Qasem Soleimani und die Al Quds Brigaden: Architekten des Terror
Qasem Soleimani war bis zu seinem Tod Kommandeur der Al-Quds-Brigaden und damit direkt dem iranischen Revolutionsführer und Staatsoberhaupt Ali Chamenei unterstellt. Er wurde als zweitmächtigster Mann des Irans gehandelt. Seine Brigaden, ein Teil der Iranischen Revolutionsgarde, dienen offiziell dem Export der Iranischen Revolution in der Region und bilden eine Spezialeinheit für extraterritoriale Aktionen. Ganz konkret heißt das, dass die Quds-Einheiten pro-iranische Milizen unter anderem in Syrien, im Irak, im Libanon, im Gazastreifen (Teile der Hamas und Islamischer Dschihad) und im Jemen mit Ausbildung, Waffen und Finanzierung unterstützt. Faktisch war Qasem Soleimani der Kommandeur eines ganzen Netzwerks aus iranischen Terroragenten im Ausland. Diese Stärkung und Steuerung von Milizen trägt zur Destabilisierung der Region bei und verhindert beispielsweise im Irak die Wiederrichtung eines staatlichen Gewaltmonopols. Qasem Soleimani als Architekten des Terrors zu bezeichnen, ist keine propagandistische Deutung: Angriffe auf amerikanische Militärbasen, auf die US-Botschaft in Bagdad und auf Israel legen Zeugnis vom Terror ab, den das iranischen Expansionsstreben erzeugt. Der Iran will durch nicht-staatliche Milizen seine Nachbarländer unterwandern und eine Vormachtstellung in der Region erringen. Soleimani war der Kopf hinter dieser Strategie.
Der schiitische Halbmond trauert? Eine Verzerrung der Wirklichkeit.

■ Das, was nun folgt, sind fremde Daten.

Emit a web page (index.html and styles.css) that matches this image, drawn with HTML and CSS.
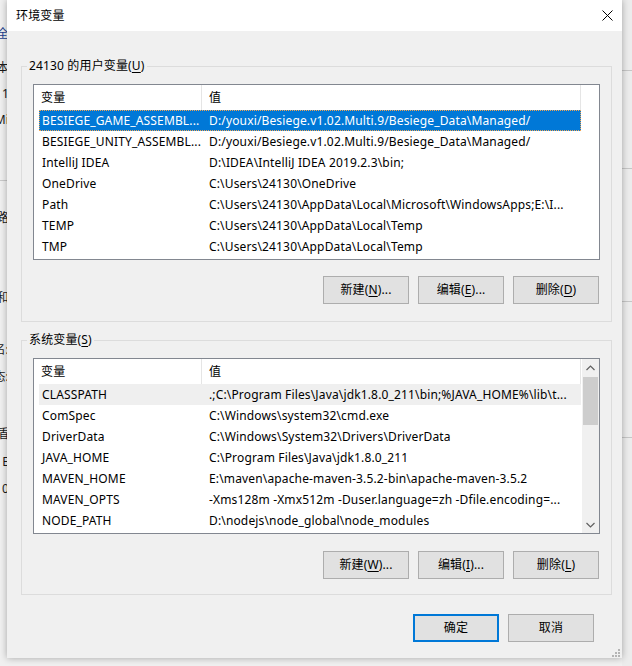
FILE: index.html
```html
<!DOCTYPE html>
<html>
<head>
<meta charset="utf-8">
<link rel="stylesheet" href="styles.css">
</head>
<body>
<div class="backdrop-left">
  <div class="frag blue m26">一全</div>
  <div class="frag m18">本</div>
  <div class="frag m10">1</div>
  <div class="frag m10">Mi</div>
  <div class="bline m52"></div>
  <div class="frag m29">路</div>
  <div class="frag m64">和</div>
  <div class="frag m36">名:</div>
  <div class="frag m11">态:</div>
  <div class="frag m41">盾</div>
  <div class="frag m12">E</div>
  <div class="frag m11">0</div>
</div>
<div class="backdrop-right">
  <div class="rline r70"></div>
  <div class="rline r97"></div>
  <div class="rline r132"></div>
  <div class="rline r135"></div>
</div>

<div class="dialog">
  <div class="titlebar">
    <span class="title">环境变量</span>
    <svg class="close" width="11" height="11" viewBox="0 0 11 11"><path d="M0.5 0.5 L10.5 10.5 M10.5 0.5 L0.5 10.5" stroke="#000" stroke-width="1" fill="none"/></svg>
  </div>
  <div class="content">
    <fieldset class="group group-user">
      <legend>24130 的用户变量(<u>U</u>)</legend>
      <div class="list">
        <div class="list-main">
          <div class="lv-header">
            <div class="hc c1">变量</div>
            <div class="hc c2">值</div>
          </div>
          <div class="row selected"><div class="cell c1">BESIEGE_GAME_ASSEMBL...</div><div class="cell c2">D:/youxi/Besiege.v1.02.Multi.9/Besiege_Data\Managed/</div></div>
          <div class="row"><div class="cell c1">BESIEGE_UNITY_ASSEMBL...</div><div class="cell c2">D:/youxi/Besiege.v1.02.Multi.9/Besiege_Data\Managed/</div></div>
          <div class="row"><div class="cell c1">IntelliJ IDEA</div><div class="cell c2">D:\IDEA\IntelliJ IDEA 2019.2.3\bin;</div></div>
          <div class="row"><div class="cell c1">OneDrive</div><div class="cell c2">C:\Users\24130\OneDrive</div></div>
          <div class="row"><div class="cell c1">Path</div><div class="cell c2">C:\Users\24130\AppData\Local\Microsoft\WindowsApps;E:\I...</div></div>
          <div class="row"><div class="cell c1">TEMP</div><div class="cell c2">C:\Users\24130\AppData\Local\Temp</div></div>
          <div class="row"><div class="cell c1">TMP</div><div class="cell c2">C:\Users\24130\AppData\Local\Temp</div></div>
        </div>
      </div>
      <div class="btn-row">
        <button class="btn">新建(<u>N</u>)...</button>
        <button class="btn">编辑(<u>E</u>)...</button>
        <button class="btn">删除(<u>D</u>)</button>
      </div>
    </fieldset>

    <fieldset class="group group-sys">
      <legend>系统变量(<u>S</u>)</legend>
      <div class="list">
        <div class="list-main">
          <div class="lv-header">
            <div class="hc c1">变量</div>
            <div class="hc c2">值</div>
          </div>
          <div class="row hot"><div class="cell c1">CLASSPATH</div><div class="cell c2">.;C:\Program Files\Java\jdk1.8.0_211\bin;%JAVA_HOME%\lib\t...</div></div>
          <div class="row"><div class="cell c1">ComSpec</div><div class="cell c2">C:\Windows\system32\cmd.exe</div></div>
          <div class="row"><div class="cell c1">DriverData</div><div class="cell c2">C:\Windows\System32\Drivers\DriverData</div></div>
          <div class="row"><div class="cell c1">JAVA_HOME</div><div class="cell c2">C:\Program Files\Java\jdk1.8.0_211</div></div>
          <div class="row"><div class="cell c1">MAVEN_HOME</div><div class="cell c2">E:\maven\apache-maven-3.5.2-bin\apache-maven-3.5.2</div></div>
          <div class="row"><div class="cell c1">MAVEN_OPTS</div><div class="cell c2">-Xms128m -Xmx512m -Duser.language=zh -Dfile.encoding=...</div></div>
          <div class="row"><div class="cell c1">NODE_PATH</div><div class="cell c2">D:\nodejs\node_global\node_modules</div></div>
        </div>
        <div class="vscroll">
          <div class="sb-arrow"><svg width="9" height="6" viewBox="0 0 9 6"><path d="M0.5 5 L4.5 1 L8.5 5" stroke="#606060" stroke-width="1.2" fill="none"/></svg></div>
          <div class="sb-track"><div class="sb-thumb"></div></div>
          <div class="sb-arrow"><svg width="9" height="6" viewBox="0 0 9 6"><path d="M0.5 1 L4.5 5 L8.5 1" stroke="#606060" stroke-width="1.2" fill="none"/></svg></div>
        </div>
      </div>
      <div class="btn-row">
        <button class="btn">新建(<u>W</u>)...</button>
        <button class="btn">编辑(<u>I</u>)...</button>
        <button class="btn">删除(<u>L</u>)</button>
      </div>
    </fieldset>

    <div class="dlg-buttons">
      <button class="btn default">确定</button>
      <button class="btn">取消</button>
    </div>
  </div>
  <svg class="grip" width="8" height="8" viewBox="0 0 8 8" fill="#b4b4b4">
    <rect x="6" y="0" width="2" height="2"/>
    <rect x="3" y="3" width="2" height="2"/><rect x="6" y="3" width="2" height="2"/>
    <rect x="0" y="6" width="2" height="2"/><rect x="3" y="6" width="2" height="2"/><rect x="6" y="6" width="2" height="2"/>
  </svg>
</div>
</body>
</html>
```

FILE: styles.css
```css
* { box-sizing: border-box; }
html, body { margin: 0; padding: 0; }
body {
  width: 632px;
  height: 666px;
  overflow: hidden;
  position: relative;
  background: #f0f0f0;
  font-family: "Noto Sans", "Noto Sans CJK SC", sans-serif;
  font-size: 12px;
  letter-spacing: 0.15px;
  color: #000;
}

/* background window pieces */
.backdrop-left {
  position: absolute;
  left: 0;
  top: 0;
  width: 9px;
  height: 666px;
  overflow: hidden;
  display: flex;
  flex-direction: column;
}
.frag {
  height: 16px;
  line-height: 16px;
  display: flex;
  justify-content: flex-end;
  white-space: nowrap;
  color: #1a1a1a;
}
.frag.blue { color: #23418f; }
.bline { height: 1px; background: #c9c9c9; flex: none; }
.m10 { margin-top: 10px; } .m11 { margin-top: 11px; } .m12 { margin-top: 12px; }
.m18 { margin-top: 18px; } .m26 { margin-top: 26px; } .m29 { margin-top: 29px; }
.m36 { margin-top: 36px; } .m41 { margin-top: 41px; } .m52 { margin-top: 52px; }
.m64 { margin-top: 64px; }

.backdrop-right {
  position: absolute;
  right: 0;
  top: 0;
  width: 10px;
  height: 666px;
  background: #ececec;
  display: flex;
  flex-direction: column;
}
.rline { height: 1px; background: #c6c6c6; flex: none; }
.r70 { margin-top: 70px; } .r97 { margin-top: 97px; }
.r132 { margin-top: 132px; } .r135 { margin-top: 135px; }

/* dialog window */
.dialog {
  position: absolute;
  left: 7px;
  top: 0;
  width: 615px;
  height: 658px;
  background: #f0f0f0;
  box-shadow: 0 0 7px rgba(0, 0, 0, 0.32);
  display: flex;
  flex-direction: column;
}
.titlebar {
  height: 31px;
  flex: none;
  background: #fff;
  display: flex;
  align-items: center;
  justify-content: space-between;
  padding: 0 9px 0 9px;
}
.title { line-height: 16px; }
.close { display: block; }

.content {
  padding: 27px 10px 0 14px;
  display: flex;
  flex-direction: column;
}

.group {
  margin: 0;
  min-width: 0;
  border: 1px solid #dcdcdc;
  padding: 10px 11px 17px 11px;
}
.group-sys { margin-top: 10px; padding-bottom: 15px; }
.group legend {
  line-height: 16px;
  height: 16px;
  padding: 0 2px;
  margin-left: -6px;
}
u { text-decoration: underline; text-underline-offset: 2px; }

.list {
  height: 176px;
  border: 1px solid #828790;
  background: #fff;
  display: flex;
}
.list-main {
  flex: 1;
  padding-left: 5px;
  display: flex;
  flex-direction: column;
}
.lv-header {
  height: 25px;
  display: flex;
  flex: none;
}
.hc {
  height: 25px;
  line-height: 25px;
  border-right: 1px solid #e5e5e5;
  white-space: nowrap;
}
.c1 { width: 163px; flex: none; }
.c2 { width: 379px; flex: none; }
.hc.c1 { padding-left: 2px; }
.hc.c2 { padding-left: 7px; }

.row {
  height: 21px;
  width: 542px;
  display: flex;
  align-items: center;
  flex: none;
}
.cell {
  white-space: nowrap;
  overflow: hidden;
  line-height: 21px;
}
.cell.c1 { padding-left: 3px; }
.cell.c2 { padding-left: 7px; }
.row.selected {
  background: #0078d7;
  color: #fff;
  outline: 1px dotted #f2a552;
  outline-offset: -1px;
}
.row.hot { background: #efefef; }

.vscroll {
  width: 17px;
  flex: none;
  background: #f0f0f0;
  display: flex;
  flex-direction: column;
}
.sb-arrow {
  height: 17px;
  flex: none;
  display: flex;
  align-items: center;
  justify-content: center;
}
.sb-track { flex: 1; padding: 1px 1px 0 1px; }
.sb-thumb { height: 48px; background: #cdcdcd; }

.btn-row {
  display: flex;
  justify-content: flex-end;
  gap: 9px;
  margin-top: 16px;
  padding-right: 1px;
}
.group-sys .btn-row { margin-top: 17px; }

.btn {
  width: 86px;
  height: 28px;
  margin: 0;
  padding: 0;
  background: #e1e1e1;
  border: 1px solid #adadad;
  font: inherit;
  letter-spacing: inherit;
  color: #000;
  line-height: 16px;
}
.btn.default { border: 2px solid #0078d7; }

.dlg-buttons {
  display: flex;
  justify-content: flex-end;
  gap: 9px;
  margin-top: 19px;
  padding-right: 18px;
}

.grip {
  position: absolute;
  right: 2px;
  bottom: 1px;
}
```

Seit seiner Tötung sind Medienberichte und politische Kommentare voll mit der Behauptung, die „schiitische Welt“ trauere um Soleimani. Es werden Aufnahmen von Menschenmengen im Iran und Irak gezeigt, die „Tod Amerika“ und „Tod Israel“ fordern. Vergessen werden die vielen tausend Menschen, die bis vor kurzem im Irak gegen den Einfluss des Iran und für die Souveränität ihres Staates demonstriert haben (unabhängig von ihrer Konfession). Vergessen werden auch die Demonstrant*innen im Iran, die gegen ein korruptes, islamistisches Regime und die gegen katastrophalen Lebensbedingungen als Folge der iranischen Machtpolitik demonstriert haben. Vor allem wird vergessen, dass diese vielen Menschen unter Gefährdung ihres Lebens demonstriert haben: Iranische Sicherheitskräfte und vom Iran gesteuerte Milizen im Irak töteten hunderte Demonstrant*innen, tausende wurden verletzt und verhaftet. Der Kopf hinter diesem Terror gegen die iranische und irakische Bevölkerung: Qasem Soleimani.
Für uns steht fest: Wir stehen fest und solidarisch an den demokratischen Bestrebungen im Iran und im Irak. Wir setzen uns dafür ein, dass nicht länger die Propaganda des iranischen Regimes verbreitet wird, sondern die Perspektive der unterdrückten Zivilgesellschaften in den Vordergrund rückt.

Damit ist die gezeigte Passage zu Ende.